In his 1916 theory of general relativity, Einstein predicted that the cataclysmic merger of two black holes would produce gravitational waves that would ripple across the universe and eventually arrive at Earth.

On January 14 this year, LIGO detected another of these signals from the distant universe.

That is no longer such a surprise.

Scientists in the LVK collaboration — a vast network of scientists whose facilities includes gravitational wave detectors in Italy and Japan — now record a new black hole merger roughly once every three days.


However January was “the loudest gravitational wave event we have detected to date,” LIGO member Geraint Pratten of the University of Birmingham, England, said in a statement.

From a whisper to a shout
“It was like a whisper becoming a shout,” added the co-author of a new study in the Physical Review Letters.

The latest event bore striking similarities to the first one detected a decade ago.

Both involved collisions of black holes with masses of between 30-40 times that of our Sun. And both smash-ups occurred around 1.3 billion light years away.

But thanks to technological improvements over the years, scientists are now able to greatly reduce the background noise, giving them far clearer data.

This allowed the researchers to confirm a theory by another great physicist.


In 1971, Stephen Hawking predicted that a black hole’s event horizon — the area from which nothing including light can escape — cannot shrink.

This means that when two black holes merge, the new monster they create must have the same or larger surface area than the pair started out with.

Scientists analysing January’s merger, called GW250114, were able to show that Hawking was right.

Ringing like a struck bell
The black holes collectively started out at 240,000 square kilometres wide, which is roughly the size of the United Kingdom.

But after the collision, the resulting mega-black hole took up 400,000 square kilometres — about the size of Sweden.

The California Institute of Technology said that working out the final merged surface area was “the trickiest part of this type of analysis”.


“The surface areas of pre-merger black holes can be more readily gleaned as the pair spiral together, roiling space-time and producing gravitational waves,” it said in a statement.

But the signal gets muddier once the black holes start combining into a single new monster.

This period is called the “ringdown phase”, because the merged black hole rings like a struck bell — a phenomenon that Einstein also predicted.

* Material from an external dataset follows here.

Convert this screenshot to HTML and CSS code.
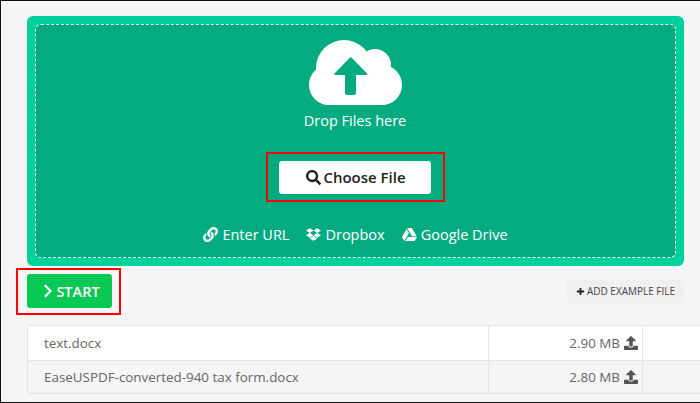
FILE: index.html
```html
<!DOCTYPE html>
<html lang="en">
<head>
<meta charset="utf-8">
<title>Upload</title>
<link rel="stylesheet" href="styles.css">
</head>
<body>
<main class="page">
  <section class="dropzone">
    <div class="dashed">
      <svg class="cloud" viewBox="0 0 94 66" aria-hidden="true">
        <circle class="cloud-fill" cx="35" cy="28" r="28"/>
        <circle class="cloud-fill" cx="66" cy="25" r="16"/>
        <circle class="cloud-fill" cx="20" cy="45" r="20"/>
        <circle class="cloud-fill" cx="73" cy="45" r="20"/>
        <rect class="cloud-fill" x="20" y="30" width="53" height="35"/>
        <path class="cloud-arrow" d="M41 17.500 L25.500 33.500 Q24.500 35 26.500 35 L36 35 L36 53 Q36 55 38 55 L45 55 Q47 55 47 53 L47 35 L57 35 Q59 35 58 33.500 L42.500 17.500 Q41.700 16.800 41 17.500 Z"/>
      </svg>
      <p class="drop-text">Drop Files here</p>
      <button class="choose annotated" type="button">
        <svg class="icon-search" viewBox="0 0 512 512" aria-hidden="true"><path d="M505 442.7L405.3 343c-4.500-4.500-10.600-7-17-7H372c27.600-35.300 44-79.700 44-128C416 93.100 322.900 0 208 0S0 93.100 0 208s93.100 208 208 208c48.300 0 92.700-16.400 128-44v16.300c0 6.400 2.500 12.500 7 17l99.700 99.700c9.400 9.400 24.600 9.400 33.900 0l28.300-28.300c9.400-9.400 9.400-24.600.1-34zM208 336c-70.700 0-128-57.200-128-128 0-70.700 57.200-128 128-128 70.700 0 128 57.200 128 128 0 70.700-57.200 128-128 128z"/></svg>
        Choose File
      </button>
      <nav class="sources">
        <a class="source"><svg class="icon" viewBox="0 0 512 512" aria-hidden="true"><path d="M326.612 185.391c59.747 59.809 58.927 155.698.36 214.590-.11.12-.24.25-.36.37l-67.200 67.200c-59.270 59.270-155.699 59.262-214.960 0-59.270-59.260-59.270-155.700 0-214.960l37.106-37.106c9.840-9.840 26.786-3.300 27.294 10.606.648 17.722 3.826 35.527 9.690 52.721 1.986 5.822.567 12.262-3.783 16.612l-13.087 13.087c-28.026 28.026-28.905 73.660-1.155 101.960 28.024 28.579 74.086 28.749 102.325.51l67.200-67.190c28.191-28.191 28.073-73.757 0-101.830-3.701-3.694-7.429-6.564-10.341-8.569a16.037 16.037 0 0 1-6.947-12.606c-.396-10.567 3.348-21.456 11.698-29.806l21.054-21.055c5.521-5.521 14.182-6.199 20.584-1.731a152.482 152.482 0 0 1 20.522 17.197zM467.547 44.449c-59.261-59.262-155.690-59.270-214.960 0l-67.200 67.200c-.12.12-.25.25-.36.37-58.566 58.892-59.387 154.781.36 214.590a152.454 152.454 0 0 0 20.521 17.196c6.402 4.468 15.064 3.789 20.584-1.731l21.054-21.055c8.350-8.350 12.094-19.239 11.698-29.806a16.037 16.037 0 0 0-6.947-12.606c-2.912-2.005-6.640-4.875-10.341-8.569-28.073-28.073-28.191-73.639 0-101.830l67.200-67.190c28.239-28.239 74.300-28.069 102.325.51 27.750 28.300 26.872 73.934-1.155 101.960l-13.087 13.087c-4.350 4.350-5.769 10.790-3.783 16.612 5.864 17.194 9.042 34.999 9.690 52.721.509 13.906 17.454 20.446 27.294 10.606l37.106-37.106c59.271-59.259 59.271-155.699.001-214.959z"/></svg>Enter URL</a>
        <a class="source"><svg class="icon" viewBox="0 0 528 512" aria-hidden="true"><path d="M264.400 116.300l-132 84.300 132 84.300-132 84.300L0 284.100l132.300-84.300L0 116.300 132.300 32l132.100 84.300zM131.600 395.700l132-84.300 132 84.300-132 84.300-132-84.300zm132.800-111.600l132-84.300-132-83.600L395.700 32 528 116.300l-132.300 84.300L528 284.800l-132.300 84.300-131.300-85z"/></svg>Dropbox</a>
        <a class="source"><svg class="icon" viewBox="0 0 512 512" aria-hidden="true"><path d="M339 314.900L175.400 32h161.200l163.600 282.900H339zm-137.500 23.600L120.900 480h310.500L512 338.500H201.500zM154.100 67.400L0 338.500 80.600 480 237 208.800 154.100 67.400z"/></svg>Google Drive</a>
      </nav>
    </div>
  </section>

  <div class="actions">
    <button class="start annotated" type="button">
      <svg class="icon-chevron" viewBox="0 0 10 16" aria-hidden="true"><path d="M2 1.500l6.500 6.500-6.500 6.500"/></svg>
      START
    </button>
    <button class="example" type="button">
      <svg class="icon-plus" viewBox="0 0 10 10" aria-hidden="true"><path d="M5 1v8M1 5h8"/></svg>
      ADD EXAMPLE FILE
    </button>
  </div>

  <div class="files">
    <div class="file">
      <span class="file-name">text.docx</span>
      <span class="file-size">2.90 MB
        <svg class="icon-upload" viewBox="0 0 512 512" aria-hidden="true"><path d="M296 384h-80c-13.300 0-24-10.700-24-24V192h-87.700c-17.800 0-26.700-21.500-14.100-34.100L242.300 5.700c7.500-7.500 19.800-7.500 27.300 0l152.200 152.200c12.600 12.600 3.700 34.100-14.100 34.100H320v168c0 13.300-10.700 24-24 24zm216-8v112c0 13.300-10.700 24-24 24H24c-13.300 0-24-10.700-24-24V376c0-13.300 10.700-24 24-24h136v8c0 30.900 25.100 56 56 56h80c30.900 0 56-25.100 56-56v-8h136c13.300 0 24 10.700 24 24z"/></svg>
      </span>
      <span class="file-extra"></span>
    </div>
    <div class="file file-alt">
      <span class="file-name">EaseUSPDF-converted-940 tax form.docx</span>
      <span class="file-size">2.80 MB
        <svg class="icon-upload" viewBox="0 0 512 512" aria-hidden="true"><path d="M296 384h-80c-13.300 0-24-10.700-24-24V192h-87.700c-17.800 0-26.700-21.500-14.100-34.100L242.300 5.700c7.500-7.500 19.800-7.500 27.300 0l152.200 152.200c12.600 12.600 3.700 34.100-14.100 34.100H320v168c0 13.300-10.700 24-24 24zm216-8v112c0 13.300-10.700 24-24 24H24c-13.300 0-24-10.700-24-24V376c0-13.300 10.700-24 24-24h136v8c0 30.900 25.100 56 56 56h80c30.900 0 56-25.100 56-56v-8h136c13.300 0 24 10.700 24 24z"/></svg>
      </span>
      <span class="file-extra"></span>
    </div>
  </div>
</main>
</body>
</html>
```
FILE: styles.css
```css
* { box-sizing: border-box; }
html, body { margin: 0; height: 100%; overflow: hidden; }
body { font-family: "Open Sans", "Liberation Sans", sans-serif; background: #f5f5f5; }
p { margin: 0; }
button { font-family: inherit; border: 0; cursor: pointer; }

.page {
  height: 403px;
  padding: 15px 16px 0 26px;
  border-top: 1px solid #111;
  border-left: 1px solid #111;
  border-bottom: 1px solid #111;
  overflow: hidden;
}

.dropzone {
  height: 250px;
  padding: 8px;
  background: #00d09c;
  border-radius: 6px;
}
.dashed {
  height: 234px;
  display: flex;
  flex-direction: column;
  align-items: center;
  padding-top: 15px;
  background: #05ab80;
  border: 1px dashed #fff;
  border-radius: 6px;
}
.cloud { width: 94px; height: 66px; display: block; }
.cloud-fill { fill: #fff; }
.cloud-arrow { fill: #05ab80; }
.drop-text { margin-top: 5px; margin-right: 1px; font-size: 14.500px; line-height: 20px; color: #fff; }

.annotated { position: relative; }
.annotated::after {
  content: "";
  position: absolute;
  border: 2px solid #f00;
  pointer-events: none;
}
.choose {
  margin-top: 30px;
  margin-right: 1px;
  width: 152px;
  height: 33px;
  padding: 0 0 1px 2px;
  display: flex;
  align-items: center;
  justify-content: center;
  gap: 2px;
  background: #fff;
  border-radius: 3px;
  color: #222;
  font-size: 15px;
  font-weight: 600;
}
.choose::after { inset: -9px -14px -8px -13px; }
.icon-search { width: 15px; height: 15px; fill: #222; }

.sources { display: flex; gap: 17px; margin-top: 30px; }
.source { display: flex; align-items: center; gap: 4px; font-size: 14.500px; line-height: 21px; color: #fff; }
.icon { width: 15px; height: 15px; fill: #fff; }

.actions {
  display: flex;
  justify-content: space-between;
  align-items: center;
  height: 34px;
  margin-top: 8px;
}
.start {
  width: 85px;
  height: 34px;
  padding: 0 0 0 4px;
  display: flex;
  align-items: center;
  justify-content: center;
  gap: 4px;
  background: #09c854;
  border-radius: 3px;
  color: #fff;
  font-size: 14.500px;
  font-weight: 600;
}
.start::after { inset: -6px -9px -7px -11px; }
.icon-chevron { width: 9px; height: 14px; fill: none; stroke: #fff; stroke-width: 2.500; }
.example {
  width: 117px;
  height: 25px;
  display: flex;
  align-items: center;
  justify-content: center;
  gap: 2px;
  background: #f0f0f0;
  border-radius: 3px;
  color: #444;
  font-size: 10px;
  font-weight: 400;
  white-space: nowrap;
}
.icon-plus { width: 9px; height: 9px; stroke: #222; stroke-width: 2; fill: none; }

.files {
  margin-top: 17px;
  margin-right: -16px;
  border: 1px solid #e4e4e4;
  border-right: 0;
  border-radius: 3px 0 0 3px;
}
.file { display: grid; grid-template-columns: 460px 154px 1fr; height: 34px; background: #fff; color: #666; font-size: 13.400px; }
.file-alt { height: 33px; background: #f5f5f5; border-top: 1px solid #e6e6e6; }
.file-name { padding-left: 16px; align-self: center; }
.file-size {
  display: flex;
  align-items: center;
  justify-content: flex-end;
  gap: 4px;
  padding-right: 4px;
  border-left: 1px solid #e6e6e6;
}
.file-extra { border-left: 1px solid #e6e6e6; }
.icon-upload { width: 14px; height: 14px; fill: #555; }
```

The scientists were able to measure different frequencies emanating from this rung bell, allowing them to determine the size of the new post-merger black hole.

Kerr theory vindicated
This also enabled them to confirm the event aligned with another theory, made by New Zealand mathematician Roy Kerr in 1963.


Kerr predicted that “two black holes with the same mass and spin are mathematically identically,” a feature unique to black holes, Maximiliano Isi of Columbia University said in a statement.

Gregorio Carullo of the University of Birmingham said that “given the clarity of the signal produced by GW250114, for the first time we could pick out two ‘tones’ from the black hole voices and confirm that they behave according to Kerr’s prediction.”

Scientists are working to find out more about black hole mergers, with several new gravitational wave detectors planned for the coming years — including one in India.